Extract the opening line of the entries and every line after it, stopping at and including the line that contains "string; service: string;". Do not include pictures.
## start Dataset
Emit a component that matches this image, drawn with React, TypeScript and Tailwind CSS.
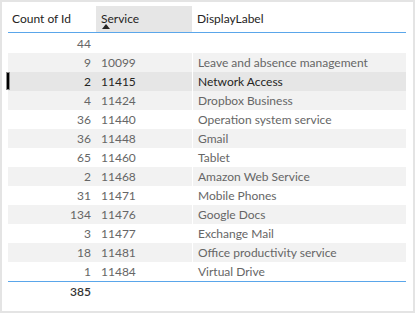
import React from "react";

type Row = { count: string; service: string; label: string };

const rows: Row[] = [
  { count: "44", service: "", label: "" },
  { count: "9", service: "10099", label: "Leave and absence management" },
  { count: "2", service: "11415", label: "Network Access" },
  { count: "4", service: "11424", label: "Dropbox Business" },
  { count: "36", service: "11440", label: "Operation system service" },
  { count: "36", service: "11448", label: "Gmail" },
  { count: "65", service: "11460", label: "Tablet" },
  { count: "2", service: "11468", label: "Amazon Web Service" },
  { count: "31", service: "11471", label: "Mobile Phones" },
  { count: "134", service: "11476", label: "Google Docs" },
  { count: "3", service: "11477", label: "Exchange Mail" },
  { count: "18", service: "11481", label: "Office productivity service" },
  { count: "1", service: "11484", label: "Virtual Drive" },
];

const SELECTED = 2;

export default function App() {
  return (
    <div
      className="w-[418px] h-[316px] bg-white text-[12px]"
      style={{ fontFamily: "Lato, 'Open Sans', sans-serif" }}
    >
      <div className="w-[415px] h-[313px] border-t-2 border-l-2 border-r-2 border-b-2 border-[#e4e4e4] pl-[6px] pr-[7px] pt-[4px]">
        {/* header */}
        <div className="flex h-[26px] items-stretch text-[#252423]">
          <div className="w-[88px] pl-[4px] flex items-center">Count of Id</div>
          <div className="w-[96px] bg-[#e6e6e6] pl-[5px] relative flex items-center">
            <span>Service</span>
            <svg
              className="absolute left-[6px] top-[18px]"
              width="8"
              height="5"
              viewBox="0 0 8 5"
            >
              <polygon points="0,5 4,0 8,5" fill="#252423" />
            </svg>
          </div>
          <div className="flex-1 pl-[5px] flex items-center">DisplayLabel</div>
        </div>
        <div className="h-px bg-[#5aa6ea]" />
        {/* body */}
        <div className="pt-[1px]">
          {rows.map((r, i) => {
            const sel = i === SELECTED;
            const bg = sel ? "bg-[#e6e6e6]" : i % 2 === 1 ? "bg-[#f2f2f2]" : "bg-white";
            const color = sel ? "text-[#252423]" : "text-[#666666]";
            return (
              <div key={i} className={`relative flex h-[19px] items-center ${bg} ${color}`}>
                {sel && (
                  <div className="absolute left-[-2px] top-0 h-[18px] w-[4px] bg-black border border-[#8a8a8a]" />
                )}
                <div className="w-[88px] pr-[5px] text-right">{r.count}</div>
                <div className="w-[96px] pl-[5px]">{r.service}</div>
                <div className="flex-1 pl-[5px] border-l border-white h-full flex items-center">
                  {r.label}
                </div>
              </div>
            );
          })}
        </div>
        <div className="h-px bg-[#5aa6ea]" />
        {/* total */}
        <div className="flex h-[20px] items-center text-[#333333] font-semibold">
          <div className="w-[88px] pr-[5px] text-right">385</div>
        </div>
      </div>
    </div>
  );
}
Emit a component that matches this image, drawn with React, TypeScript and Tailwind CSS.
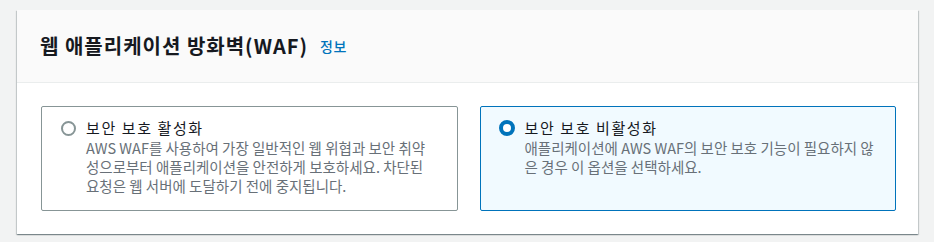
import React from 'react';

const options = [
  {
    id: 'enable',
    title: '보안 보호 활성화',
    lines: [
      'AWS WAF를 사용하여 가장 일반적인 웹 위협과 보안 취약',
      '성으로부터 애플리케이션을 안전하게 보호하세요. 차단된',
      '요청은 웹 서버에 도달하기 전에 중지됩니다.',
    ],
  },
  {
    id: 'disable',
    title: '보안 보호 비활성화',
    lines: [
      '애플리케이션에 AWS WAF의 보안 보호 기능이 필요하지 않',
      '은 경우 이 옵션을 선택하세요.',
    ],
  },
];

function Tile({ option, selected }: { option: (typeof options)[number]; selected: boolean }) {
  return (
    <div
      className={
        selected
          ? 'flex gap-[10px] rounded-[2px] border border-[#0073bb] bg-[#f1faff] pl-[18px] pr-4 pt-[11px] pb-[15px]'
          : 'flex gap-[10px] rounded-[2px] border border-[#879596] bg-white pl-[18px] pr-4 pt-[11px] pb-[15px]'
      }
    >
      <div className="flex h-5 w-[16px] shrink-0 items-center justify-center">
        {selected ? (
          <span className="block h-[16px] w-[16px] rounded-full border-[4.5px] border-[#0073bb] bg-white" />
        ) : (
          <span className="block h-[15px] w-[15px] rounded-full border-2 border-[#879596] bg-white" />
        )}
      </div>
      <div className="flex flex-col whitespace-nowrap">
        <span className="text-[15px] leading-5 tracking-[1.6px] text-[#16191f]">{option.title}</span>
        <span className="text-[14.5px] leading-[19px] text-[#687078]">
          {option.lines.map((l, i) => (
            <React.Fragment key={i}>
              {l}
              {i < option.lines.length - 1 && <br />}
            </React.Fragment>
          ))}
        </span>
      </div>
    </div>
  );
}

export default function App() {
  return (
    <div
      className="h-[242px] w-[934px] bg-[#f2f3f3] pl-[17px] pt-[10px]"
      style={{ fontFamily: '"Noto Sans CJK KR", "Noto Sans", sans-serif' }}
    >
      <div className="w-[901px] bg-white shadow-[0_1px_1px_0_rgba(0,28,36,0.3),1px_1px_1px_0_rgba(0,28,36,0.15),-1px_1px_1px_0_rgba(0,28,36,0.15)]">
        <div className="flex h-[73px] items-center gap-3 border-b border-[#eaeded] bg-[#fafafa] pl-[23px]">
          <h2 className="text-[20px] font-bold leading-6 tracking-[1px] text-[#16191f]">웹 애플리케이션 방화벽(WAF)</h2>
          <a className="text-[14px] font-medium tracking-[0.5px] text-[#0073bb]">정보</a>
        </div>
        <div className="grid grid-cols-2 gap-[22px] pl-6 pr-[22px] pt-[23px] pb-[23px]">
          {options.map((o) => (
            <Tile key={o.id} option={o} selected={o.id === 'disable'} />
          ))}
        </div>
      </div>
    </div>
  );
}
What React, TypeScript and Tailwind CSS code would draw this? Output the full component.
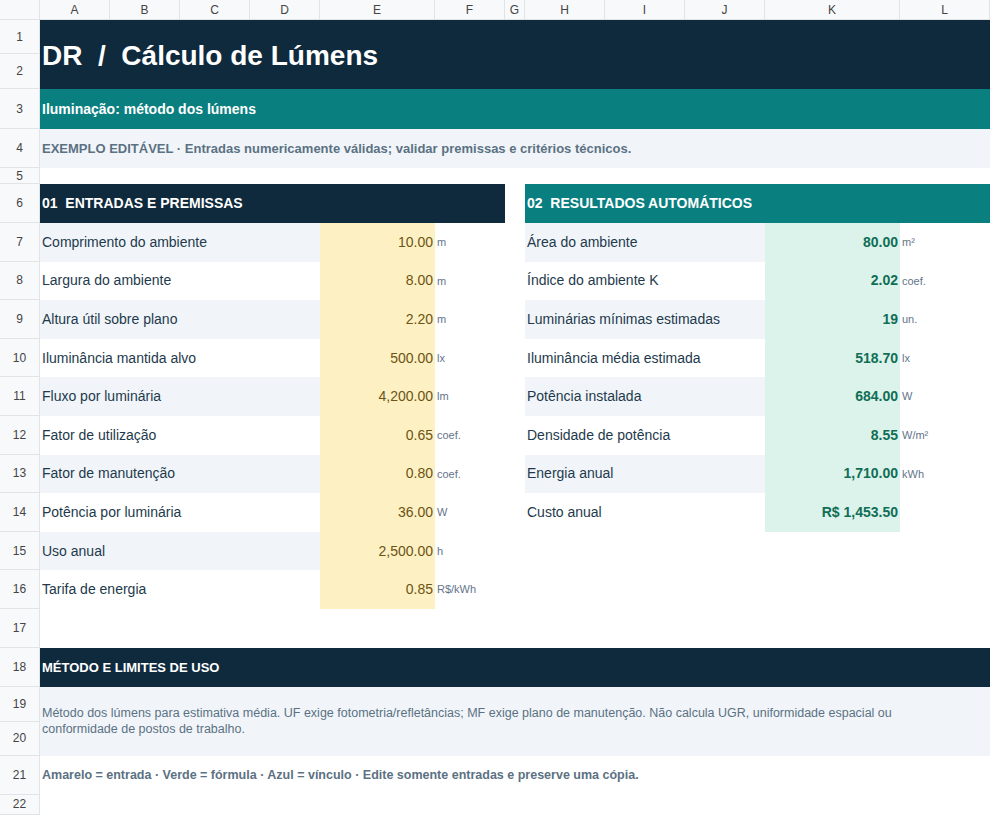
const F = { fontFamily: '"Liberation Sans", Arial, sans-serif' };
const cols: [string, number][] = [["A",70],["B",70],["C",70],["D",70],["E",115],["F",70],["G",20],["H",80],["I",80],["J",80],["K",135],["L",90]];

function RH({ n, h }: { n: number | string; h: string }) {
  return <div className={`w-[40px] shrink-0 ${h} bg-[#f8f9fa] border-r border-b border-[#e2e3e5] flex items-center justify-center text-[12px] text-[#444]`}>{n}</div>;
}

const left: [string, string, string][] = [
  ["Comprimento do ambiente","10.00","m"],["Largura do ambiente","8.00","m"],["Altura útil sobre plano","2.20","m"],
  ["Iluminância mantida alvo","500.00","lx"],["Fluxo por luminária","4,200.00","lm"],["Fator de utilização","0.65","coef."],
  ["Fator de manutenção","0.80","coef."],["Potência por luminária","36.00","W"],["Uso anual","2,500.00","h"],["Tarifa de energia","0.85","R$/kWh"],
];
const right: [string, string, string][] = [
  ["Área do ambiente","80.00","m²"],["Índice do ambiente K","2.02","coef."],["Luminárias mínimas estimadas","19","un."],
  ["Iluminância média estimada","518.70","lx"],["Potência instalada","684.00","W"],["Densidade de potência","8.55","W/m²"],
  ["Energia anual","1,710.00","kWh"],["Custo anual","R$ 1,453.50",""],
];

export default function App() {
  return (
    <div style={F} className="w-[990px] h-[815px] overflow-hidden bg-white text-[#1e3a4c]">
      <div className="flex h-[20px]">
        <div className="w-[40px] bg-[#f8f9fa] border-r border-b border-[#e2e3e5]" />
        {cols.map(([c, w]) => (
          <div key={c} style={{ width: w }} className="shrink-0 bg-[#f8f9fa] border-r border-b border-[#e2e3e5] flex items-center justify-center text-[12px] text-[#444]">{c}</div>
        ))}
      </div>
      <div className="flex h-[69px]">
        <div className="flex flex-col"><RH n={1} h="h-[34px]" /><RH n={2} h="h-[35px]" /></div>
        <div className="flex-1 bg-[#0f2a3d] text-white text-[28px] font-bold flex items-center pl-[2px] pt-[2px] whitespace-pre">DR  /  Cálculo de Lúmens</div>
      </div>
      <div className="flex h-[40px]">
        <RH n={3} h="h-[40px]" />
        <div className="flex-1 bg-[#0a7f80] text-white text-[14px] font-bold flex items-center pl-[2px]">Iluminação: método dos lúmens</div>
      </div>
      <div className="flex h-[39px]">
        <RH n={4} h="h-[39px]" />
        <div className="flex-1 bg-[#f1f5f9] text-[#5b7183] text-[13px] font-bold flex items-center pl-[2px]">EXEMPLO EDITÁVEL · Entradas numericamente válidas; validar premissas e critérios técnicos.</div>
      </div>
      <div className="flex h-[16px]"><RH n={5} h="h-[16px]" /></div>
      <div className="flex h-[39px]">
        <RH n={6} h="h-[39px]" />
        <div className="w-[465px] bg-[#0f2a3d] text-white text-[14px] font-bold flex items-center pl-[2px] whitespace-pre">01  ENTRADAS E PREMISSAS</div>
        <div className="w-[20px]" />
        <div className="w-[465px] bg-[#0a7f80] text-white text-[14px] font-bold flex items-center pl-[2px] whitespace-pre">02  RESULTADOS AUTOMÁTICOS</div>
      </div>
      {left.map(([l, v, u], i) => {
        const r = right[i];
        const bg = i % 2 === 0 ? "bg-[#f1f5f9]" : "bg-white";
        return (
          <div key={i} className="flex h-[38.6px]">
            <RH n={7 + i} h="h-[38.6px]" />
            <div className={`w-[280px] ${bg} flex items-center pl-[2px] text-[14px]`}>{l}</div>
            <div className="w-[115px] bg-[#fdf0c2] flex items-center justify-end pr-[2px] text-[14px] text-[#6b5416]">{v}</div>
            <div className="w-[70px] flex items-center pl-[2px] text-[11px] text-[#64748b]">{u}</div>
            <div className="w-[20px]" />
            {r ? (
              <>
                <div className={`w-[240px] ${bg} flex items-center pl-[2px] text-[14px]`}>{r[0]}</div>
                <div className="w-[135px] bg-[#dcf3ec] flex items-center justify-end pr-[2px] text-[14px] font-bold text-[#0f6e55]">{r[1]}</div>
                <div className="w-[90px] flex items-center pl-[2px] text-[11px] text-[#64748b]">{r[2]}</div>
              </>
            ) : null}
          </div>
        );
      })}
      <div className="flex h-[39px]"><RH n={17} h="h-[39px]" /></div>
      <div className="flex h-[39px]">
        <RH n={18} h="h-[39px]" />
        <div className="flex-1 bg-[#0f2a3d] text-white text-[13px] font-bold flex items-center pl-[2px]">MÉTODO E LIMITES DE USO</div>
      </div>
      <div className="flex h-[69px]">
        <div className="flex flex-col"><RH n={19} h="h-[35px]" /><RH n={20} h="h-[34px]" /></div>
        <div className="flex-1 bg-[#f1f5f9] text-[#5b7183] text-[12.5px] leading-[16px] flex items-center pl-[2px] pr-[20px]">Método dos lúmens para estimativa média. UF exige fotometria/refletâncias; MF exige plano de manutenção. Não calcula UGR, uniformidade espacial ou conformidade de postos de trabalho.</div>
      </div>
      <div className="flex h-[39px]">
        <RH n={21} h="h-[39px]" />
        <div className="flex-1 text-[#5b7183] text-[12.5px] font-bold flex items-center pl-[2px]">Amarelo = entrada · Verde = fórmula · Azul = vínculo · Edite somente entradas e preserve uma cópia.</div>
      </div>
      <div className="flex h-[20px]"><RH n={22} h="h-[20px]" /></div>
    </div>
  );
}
## end Dataset
• Output of the exercise:
Emit a component that matches this image, drawn with React, TypeScript and Tailwind CSS.
import React from "react";

type Row = { count: string; service: string; label: string };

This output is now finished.